The big change to FBT, which carries over from the previous FBT year, is the continued application of a 49% rate. This is due to revert to 47% on April 1, 2017 (therefore applying for the 2017-18 FBT year onwards), but for the current FBT year, 49% continues to apply. What’s new for FBT in 2017?

Don’t forget also that the FBT gross-up rates will therefore continue to be 2.1463 for Type 1, and 1.9608 for Type 2. For the 2017-18 FBT year (as the rate reverts to 47%), these rates will also revert — to 2.0802 for Type 1, and 1.8868 for Type 2.

Other factors to note for the current 2016-17 FBT year include that the FBT benchmark interest rate for 2016-17 is unchanged at 5.65% a year. But the FBT record-keeping exemption threshold has increased to $8,286, up from $8,164 (which is merely a CPI adjustment).

Electronic devices
One notable change is to the FBT treatment of portable electronic devices. Previously, the FBT exemption applied generally to only one work-related device per employee per FBT year. Unless this device was lost, stolen or destroyed, any subsequent devices (especially if they provided similar functions) were subject to FBT.

For the 2017 year (that is, from April 1, 2016), this limit of one has been lifted. Now, employees can be provided with multiple electronic devices, which will also be FBT exempt, regardless of whether these have substantially similar functions. Note however that the “work-related use” requirement still applies.

Meal entertainment
A single grossed-up cap of $5,000 applies to any salary packaged meal entertainment (and entertainment facility leasing expenses) for the 2017 FBT year. This sort of benefit can be provided through, for example, the use of a meal card in the case of the former, or the use of a sporting corporate box for the latter. Exceeding the cap will see FBT applied. The 50/50 method and 12-week register has also not been available from April 1, 2016.

Vehicle rates
The cents per kilometre rates for vehicles other than cars has increased from the 2015-16 FBT year.
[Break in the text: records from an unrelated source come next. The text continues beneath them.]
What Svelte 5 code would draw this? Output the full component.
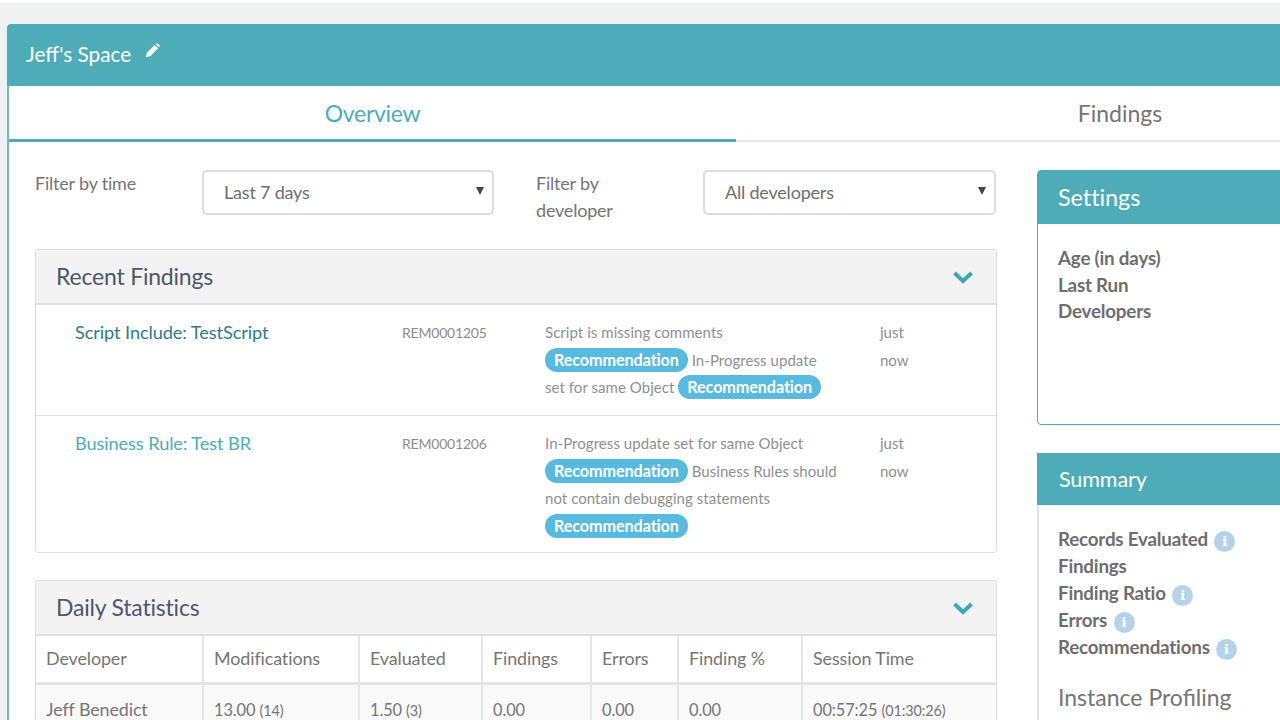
<script>
	const findings = [
		{
			title: 'Script Include: TestScript',
			dark: true,
			id: 'REM0001205',
			lines: ['Script is missing comments', 'In-Progress update set for same Object']
		},
		{
			title: 'Business Rule: Test BR',
			dark: false,
			id: 'REM0001206',
			lines: ['In-Progress update set for same Object', 'Business Rules should not contain debugging statements']
		}
	];

	const columns = ['Developer', 'Modifications', 'Evaluated', 'Findings', 'Errors', 'Finding %', 'Session Time'];
	const row = [
		['Jeff Benedict', ''],
		['13.00', '(14)'],
		['1.50', '(3)'],
		['0.00', ''],
		['0.00', ''],
		['0.00', ''],
		['00:57:25', '(01:30:26)']
	];
	const summary = [
		{ label: 'Records Evaluated', info: true },
		{ label: 'Findings', info: false },
		{ label: 'Finding Ratio', info: true },
		{ label: 'Errors', info: true },
		{ label: 'Recommendations', info: true }
	];
</script>

<div class="page">
	<div class="card">
		<header class="card-head">
			<span class="space-name">Jeff's Space</span>
			<svg class="pencil" viewBox="0 0 16 16" width="15" height="15">
				<path d="M1 15l1-4.600L10.400 2l3.600 3.600L5.600 14z" fill="#fff" />
				<path d="M11.400 1l1-.6a1 1 0 0 1 1.200.1l1.900 1.900a1 1 0 0 1 .1 1.200l-.6 1z" fill="#fff" />
			</svg>
		</header>

		<div class="card-body">
			<nav class="tabs">
				<div class="tab active">Overview</div>
				<div class="tab wide">Findings</div>
			</nav>

			<div class="content">
				<main class="left">
					<div class="filters">
						<div class="filter-label">Filter by time</div>
						<div class="select">Last 7 days</div>
						<div class="filter-label second">Filter by developer</div>
						<div class="select">All developers</div>
					</div>

					<section class="panel recent">
						<div class="panel-head">
							<h2>Recent Findings</h2>
							<svg class="chev" viewBox="0 0 22 14" width="22" height="14">
								<path d="M2.500 3l8.500 8 8.500-8" fill="none" stroke="#3fa7b3" stroke-width="4" />
							</svg>
						</div>
						{#each findings as f}
							<div class="finding">
								<a class="title" class:dark={f.dark} href="#top">{f.title}</a>
								<div class="rem">{f.id}</div>
								<div class="msg">
									{#each f.lines as l}
										{l} <span class="badge">Recommendation</span>{' '}
									{/each}
								</div>
								<div class="when">just now</div>
							</div>
						{/each}
					</section>

					<section class="panel daily">
						<div class="panel-head">
							<h2>Daily Statistics</h2>
							<svg class="chev" viewBox="0 0 22 14" width="22" height="14">
								<path d="M2.500 3l8.500 8 8.500-8" fill="none" stroke="#3fa7b3" stroke-width="4" />
							</svg>
						</div>
						<table>
							<thead>
								<tr>
									{#each columns as c}
										<th>{c}</th>
									{/each}
								</tr>
							</thead>
							<tbody>
								<tr>
									{#each row as cell}
										<td>{cell[0]} {#if cell[1]}<small>{cell[1]}</small>{/if}</td>
									{/each}
								</tr>
							</tbody>
						</table>
					</section>
				</main>

				<aside class="right">
					<section class="side settings">
						<h3 class="side-head big">Settings</h3>
						<div class="side-body">
							<div>Age (in days)</div>
							<div>Last Run</div>
							<div>Developers</div>
						</div>
					</section>
					<section class="side summary">
						<h3 class="side-head">Summary</h3>
						<div class="side-body">
							{#each summary as s}
								<div>
									{s.label}
									{#if s.info}<span class="info">i</span>{/if}
								</div>
							{/each}
							<h4>Instance Profiling</h4>
						</div>
					</section>
				</aside>
			</div>
		</div>
	</div>
</div>

<style>
	:global(body) {
		margin: 0;
		overflow: hidden;
		background: #fff;
	}

	.page {
		width: 1280px;
		height: 720px;
		overflow: hidden;
		box-sizing: border-box;
		border-top: 3px solid #fff;
		background: #f0f1f3;
		padding: 21px 0 0 7px;
		font-family: Lato, "Open Sans", sans-serif;
		color: #757575;
	}

	.card {
		width: 1500px;
		height: 800px;
		background: #fff;
		border-radius: 4px 4px 0 0;
	}

	.card-head {
		height: 62px;
		box-sizing: border-box;
		background: #4dacb8;
		border-radius: 4px 4px 0 0;
		padding: 17px 19px 0;
		display: flex;
		align-items: flex-start;
		color: #fff;
		font-size: 20.800px;
		line-height: 25px;
	}

	.pencil {
		margin: 2px 0 0 14px;
	}

	.card-body {
		border-left: 2px solid #6db9c4;
		height: 738px;
	}

	.tabs {
		display: flex;
		height: 56px;
		border-bottom: 2px solid #e8e8e8;
		box-sizing: border-box;
	}

	.tab {
		width: 727px;
		text-align: center;
		font-size: 23px;
		line-height: 54px;
		color: #757575;
	}

	.tab.wide {
		width: 768px;
	}

	.tab.active {
		color: #4dacb8;
		height: 56px;
		box-sizing: border-box;
		border-bottom: 3px solid #4dacb8;
		letter-spacing: -0.3px;
	}

	.content {
		display: flex;
		padding: 28px 0 0 26px;
		gap: 40px;
	}

	.left {
		width: 962px;
		flex: none;
	}

	.filters {
		display: grid;
		grid-template-columns: 167px 292px 209px 293px;
		height: 79px;
		align-items: start;
	}

	.filter-label {
		font-size: 18px;
		line-height: 27px;
		letter-spacing: -0.2px;
	}

	.filter-label.second {
		margin-left: 42px;
		width: 100px;
	}

	.select {
		position: relative;
		height: 45px;
		box-sizing: border-box;
		border: 2px solid #ddd;
		border-radius: 5px;
		padding: 0 20px;
		line-height: 41px;
		font-size: 18px;
		letter-spacing: -0.2px;
		color: #6e6e6e;
	}

	.select::after {
		content: "";
		position: absolute;
		right: 8px;
		top: 15px;
		border-left: 4px solid transparent;
		border-right: 4px solid transparent;
		border-top: 8px solid #444;
	}

	.panel {
		border: 1px solid #ddd;
		border-radius: 3px;
	}

	.recent {
		height: 304px;
		box-sizing: border-box;
		margin-bottom: 27px;
	}

	.panel-head {
		height: 55px;
		box-sizing: border-box;
		background: #f3f3f3;
		border-bottom: 2px solid #e0e0e0;
		display: flex;
		align-items: center;
		justify-content: space-between;
		padding: 0 22px 0 20px;
	}

	.panel-head h2 {
		margin: 0;
		padding-bottom: 2px;
		font-weight: 400;
		font-size: 23px;
		letter-spacing: -0.2px;
		color: #50566a;
	}

	.finding {
		display: grid;
		grid-template-columns: 327px 143px 335px 60px;
		padding: 14px 0 0 39px;
		box-sizing: border-box;
		height: 111px;
		border-bottom: 1px solid #e3e3e3;
		font-size: 15px;
		line-height: 27.500px;
	}

	.finding:last-child {
		border-bottom: 0;
		height: 136px;
	}

	.title {
		font-size: 18.200px;
		color: #4dacb8;
		text-decoration: none;
		line-height: 27px;
		letter-spacing: -0.1px;
	}

	.title.dark {
		color: #2f7c86;
	}

	.rem {
		font-size: 14px;
		color: #8c8c8c;
		letter-spacing: -0.2px;
	}

	.msg {
		color: #8f8f8f;
		width: 293px;
		letter-spacing: 0.05px;
	}

	.when {
		color: #8f8f8f;
		width: 40px;
	}

	.badge {
		display: inline-block;
		background: #58bade;
		color: #fff;
		font-weight: 700;
		font-size: 16.200px;
		line-height: 24px;
		padding: 0 9px;
		border-radius: 12px;
		letter-spacing: -0.1px;
		vertical-align: baseline;
	}

	.daily {
		border-bottom: 0;
	}

	table {
		width: 100%;
		border-collapse: collapse;
		table-layout: fixed;
		font-size: 17.900px;
		letter-spacing: -0.1px;
	}

	th {
		font-weight: 400;
		text-align: left;
		height: 47px;
		padding: 0 10px 2px;
		border-right: 2px solid #e6e6e6;
		border-bottom: 3px solid #e3e3e3;
		box-sizing: border-box;
	}

	th:nth-child(1) { width: 167px; }
	th:nth-child(2) { width: 156px; }
	th:nth-child(3) { width: 123px; }
	th:nth-child(4) { width: 109px; }
	th:nth-child(5) { width: 87px; }
	th:nth-child(6) { width: 124px; }

	th:last-child,
	td:last-child {
		border-right: 0;
	}

	td {
		background: #f9f9f9;
		height: 48px;
		padding: 0 10px 2px;
		border-right: 2px solid #e6e6e6;
		white-space: nowrap;
		font-size: 16.400px;
	}

	td:first-child {
		font-size: 17.900px;
		padding-bottom: 4px;
	}

	td small {
		font-size: 14.400px;
	}

	.right {
		width: 300px;
		flex: none;
	}

	.side {
		box-sizing: border-box;
		border-radius: 4px 4px 0 0;
	}

	.settings {
		height: 255px;
		border: 1px solid #4dacb8;
		border-radius: 4px;
		margin-bottom: 28px;
	}

	.summary {
		border-left: 2px solid #e4e4e4;
	}

	.side-head {
		margin: 0;
		background: #4dacb8;
		color: #fff;
		font-weight: 400;
		font-size: 21.500px;
		height: 52px;
		line-height: 52px;
		padding-left: 22px;
		margin-left: -2px;
		letter-spacing: -0.1px;
	}

	.side-head.big {
		font-size: 23.500px;
		height: 53px;
		line-height: 52px;
		margin-left: 0;
		padding-left: 20px;
	}

	.side-body {
		padding: 21px 0 0 20px;
		font-weight: 700;
		font-size: 18.800px;
		line-height: 26.700px;
		letter-spacing: -0.2px;
		color: #6e6e6e;
	}

	.summary .side-body {
		padding: 20px 0 40px 19px;
		line-height: 27px;
	}

	.info {
		display: inline-block;
		width: 21px;
		height: 21px;
		border-radius: 50%;
		background: #b5d3e8;
		color: #fff;
		font-family: "DejaVu Serif", serif;
		font-size: 13px;
		line-height: 21px;
		text-align: center;
		margin-left: 2px;
		vertical-align: 0;
		letter-spacing: 0;
	}

	h4 {
		margin: 24px 0 0;
		font-weight: 400;
		font-size: 23px;
		line-height: 27px;
		letter-spacing: 0;
		color: #757575;
	}
</style>
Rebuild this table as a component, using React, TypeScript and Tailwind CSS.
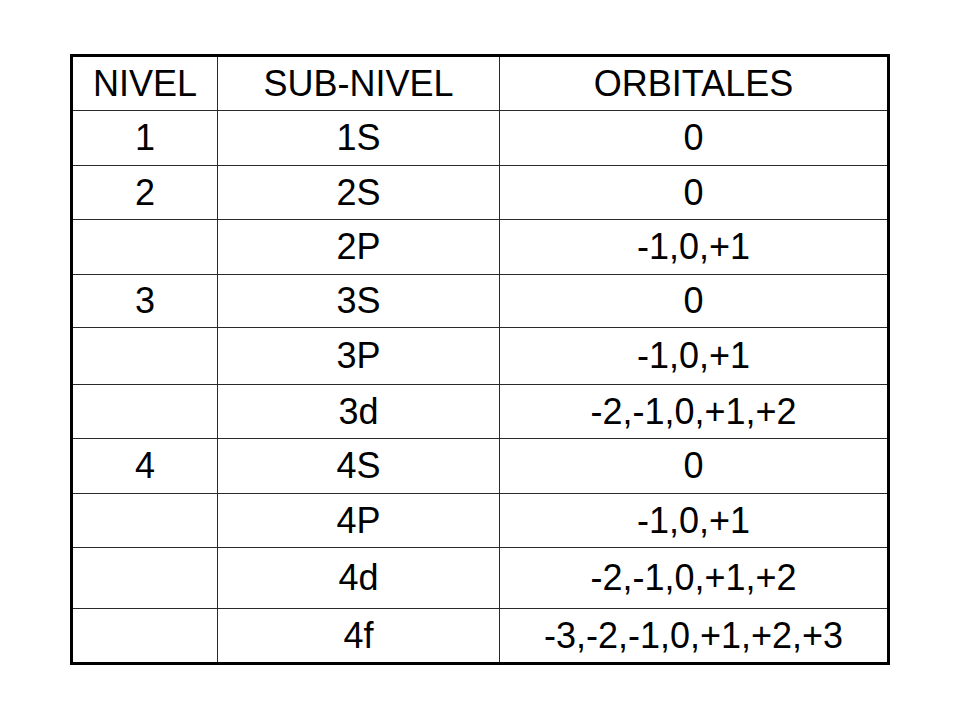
import React from "react";

const rows: { h: string; a: string; b: string; c: string }[] = [
  { h: "h-[54px]", a: "NIVEL", b: "SUB-NIVEL", c: "ORBITALES" },
  { h: "h-[55px]", a: "1", b: "1S", c: "0" },
  { h: "h-[54px]", a: "2", b: "2S", c: "0" },
  { h: "h-[55px]", a: "", b: "2P", c: "-1,0,+1" },
  { h: "h-[53px]", a: "3", b: "3S", c: "0" },
  { h: "h-[57px]", a: "", b: "3P", c: "-1,0,+1" },
  { h: "h-[54px]", a: "", b: "3d", c: "-2,-1,0,+1,+2" },
  { h: "h-[55px]", a: "4", b: "4S", c: "0" },
  { h: "h-[54px]", a: "", b: "4P", c: "-1,0,+1" },
  { h: "h-[61px]", a: "", b: "4d", c: "-2,-1,0,+1,+2" },
  { h: "h-[53px]", a: "", b: "4f", c: "-3,-2,-1,0,+1,+2,+3" },
];

export default function App() {
  return (
    <div
      className="w-[960px] h-[720px] bg-white pt-[54px] pl-[70px]"
      style={{ fontFamily: '"Liberation Sans", Arial, sans-serif' }}
    >
      <div className="w-[820px] border-[3px] border-black flex flex-col text-[36px] leading-none text-black">
        {rows.map((r, i) => (
          <div
            key={i}
            className={`flex ${r.h} ${i < rows.length - 1 ? "border-b border-[#2a2a2a]" : ""}`}
          >
            <div className="w-[145px] border-r border-[#2a2a2a] flex items-center justify-center">
              {r.a}
            </div>
            <div className="w-[282px] border-r border-[#2a2a2a] flex items-center justify-center">
              {r.b}
            </div>
            <div className="flex-1 flex items-center justify-center">{r.c}</div>
          </div>
        ))}
      </div>
    </div>
  );
}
For this FBT year the rate of 52c applies for an engine capacity up to 2,500cc. Above that capacity the rate is 63c, and for motorbikes it is 16c.

LAFHA food and drink
And the living away from home allowance (LAFHA) reasonable food and drink amounts have increased. For the FBT year ending March 31, 2017, the weekly amounts are:

One adult $242
Two adults $363
Three adults $484
One adult and one child $303
Two adults and one child $424
Two adults and two children $485
Two adults and three children $546
Three adults and one child $545
Three adults and two children $606
Four adults $605

These amounts are for the total of food or drink expenses and include any amounts that may have been allowed for home consumption.

Car parking
A car parking fringe benefit arises on a day when car parking is provided in respect of employment (generally for more than 4 hours) where the commercial car park charges a representative fee of more than the daily fee threshold (as determined by the ATO) at the beginning of the FBT year.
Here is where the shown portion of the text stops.